Market Outlook: A Case for Diversification

Diversification is an important way to reduce risk when investing. The thinking is that if an investor mixes a variety of investments in his/her portfolio, on average, it will yield higher long-term returns and lower the risk of any one holding.
 
In this regard, we need to consider our situation as South Africans, with a rand that fairly predictably depreciates at 4%-6% p.a. over the long term – that implies a rand vs US dollar exchange rate of c. R25/$1 by 2030. When investing in rand, a high-quality global equity portfolio is a compelling proposition. JSE returns sometimes compensate for SA’s higher inflation rate (it has over 15 years), but it certainly makes sense to diversify out of just SA equities.
 
One also has to take SA political risk into account (although US President Donald Trump’s antics make our politics relatively more tolerable!), and again the answer is to diversify out of any one specific risk.

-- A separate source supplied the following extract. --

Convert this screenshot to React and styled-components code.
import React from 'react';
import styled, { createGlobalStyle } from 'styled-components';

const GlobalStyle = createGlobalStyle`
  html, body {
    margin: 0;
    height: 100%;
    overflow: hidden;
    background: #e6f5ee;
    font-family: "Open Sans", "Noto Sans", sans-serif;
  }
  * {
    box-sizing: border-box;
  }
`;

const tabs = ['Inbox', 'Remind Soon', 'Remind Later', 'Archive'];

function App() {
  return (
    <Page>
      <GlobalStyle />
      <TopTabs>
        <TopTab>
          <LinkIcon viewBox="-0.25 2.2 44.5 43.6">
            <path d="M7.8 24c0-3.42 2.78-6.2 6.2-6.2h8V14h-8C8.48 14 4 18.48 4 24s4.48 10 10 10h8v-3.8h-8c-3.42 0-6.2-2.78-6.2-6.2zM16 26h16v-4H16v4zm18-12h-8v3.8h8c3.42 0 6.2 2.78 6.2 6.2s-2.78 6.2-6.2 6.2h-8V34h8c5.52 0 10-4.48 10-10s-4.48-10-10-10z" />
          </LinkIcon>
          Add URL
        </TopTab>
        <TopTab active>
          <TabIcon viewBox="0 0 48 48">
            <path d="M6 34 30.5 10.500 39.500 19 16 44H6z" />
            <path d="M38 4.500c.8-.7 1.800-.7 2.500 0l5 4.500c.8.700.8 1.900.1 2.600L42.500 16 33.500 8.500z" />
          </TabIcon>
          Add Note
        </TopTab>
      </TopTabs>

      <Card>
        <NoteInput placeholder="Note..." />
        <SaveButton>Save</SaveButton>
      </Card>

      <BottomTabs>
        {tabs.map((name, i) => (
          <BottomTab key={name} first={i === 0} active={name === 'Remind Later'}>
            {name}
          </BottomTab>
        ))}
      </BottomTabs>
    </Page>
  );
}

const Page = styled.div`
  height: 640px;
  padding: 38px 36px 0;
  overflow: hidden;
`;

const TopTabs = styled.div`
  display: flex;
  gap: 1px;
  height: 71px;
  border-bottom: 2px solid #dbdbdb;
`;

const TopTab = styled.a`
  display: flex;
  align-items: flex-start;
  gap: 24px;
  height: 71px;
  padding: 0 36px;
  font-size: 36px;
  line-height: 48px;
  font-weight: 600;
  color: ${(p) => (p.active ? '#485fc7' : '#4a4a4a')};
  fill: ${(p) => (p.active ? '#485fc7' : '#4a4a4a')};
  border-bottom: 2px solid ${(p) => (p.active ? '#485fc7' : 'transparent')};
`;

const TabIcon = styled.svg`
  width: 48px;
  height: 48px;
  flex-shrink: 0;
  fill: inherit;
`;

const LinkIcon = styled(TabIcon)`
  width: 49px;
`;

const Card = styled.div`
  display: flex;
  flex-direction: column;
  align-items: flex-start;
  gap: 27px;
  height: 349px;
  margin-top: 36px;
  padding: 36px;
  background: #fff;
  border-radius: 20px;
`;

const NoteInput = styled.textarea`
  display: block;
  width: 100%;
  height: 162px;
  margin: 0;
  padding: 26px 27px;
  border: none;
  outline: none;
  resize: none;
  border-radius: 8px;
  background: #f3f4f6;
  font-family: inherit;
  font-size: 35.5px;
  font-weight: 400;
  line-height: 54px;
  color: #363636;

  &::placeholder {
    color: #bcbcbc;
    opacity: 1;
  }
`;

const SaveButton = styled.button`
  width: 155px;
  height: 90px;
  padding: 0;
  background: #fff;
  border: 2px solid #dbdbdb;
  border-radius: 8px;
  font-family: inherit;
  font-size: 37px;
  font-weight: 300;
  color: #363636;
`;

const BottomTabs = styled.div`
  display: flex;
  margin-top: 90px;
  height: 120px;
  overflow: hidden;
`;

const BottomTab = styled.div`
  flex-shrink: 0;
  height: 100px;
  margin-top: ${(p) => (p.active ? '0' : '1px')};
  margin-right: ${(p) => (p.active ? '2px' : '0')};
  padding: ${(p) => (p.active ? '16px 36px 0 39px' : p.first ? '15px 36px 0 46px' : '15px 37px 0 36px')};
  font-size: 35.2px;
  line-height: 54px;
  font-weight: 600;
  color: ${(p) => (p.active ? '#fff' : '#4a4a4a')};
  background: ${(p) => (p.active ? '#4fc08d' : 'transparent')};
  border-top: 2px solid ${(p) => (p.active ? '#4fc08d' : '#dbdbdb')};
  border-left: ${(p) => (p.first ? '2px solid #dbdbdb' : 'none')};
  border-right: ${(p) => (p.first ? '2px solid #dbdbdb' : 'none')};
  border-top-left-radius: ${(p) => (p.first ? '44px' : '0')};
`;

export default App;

From a global perspective, an increasingly benign backdrop has seen world equities bounce sharply in 1Q19. Importantly, Chinese stimulus looks to be taking effect and a resolution to the terms of trade with the US could provide a further boost.
 
This was in part responsible for the 17% increase in the local resources sector (although there were also commodity-specific drivers) during 1Q19 and the c. 19% increase in index-heavyweight Naspers in 1Q19. This has also seen a marginally stronger rand, which started the year at R14.35/$1.
 
So, at this stage, it looks as if the rest of the world will be good for our stock market. And this, in turn, is positive for earnings and share prices of over half the shares on the JSE.
 
Nevertheless, back home it is much more complex and there is no doubt that local economic conditions are under increasing pressure.
 
So, as you set out to build an investment portfolio, you will need to accept one reality—there are no meaningful returns without risk! However, by diversifying, you minimise the risk of loss. While one investment might perform poorly, others may perform better over a certain period, thus reducing potential portfolio losses from concentrating all your capital under one form of investment.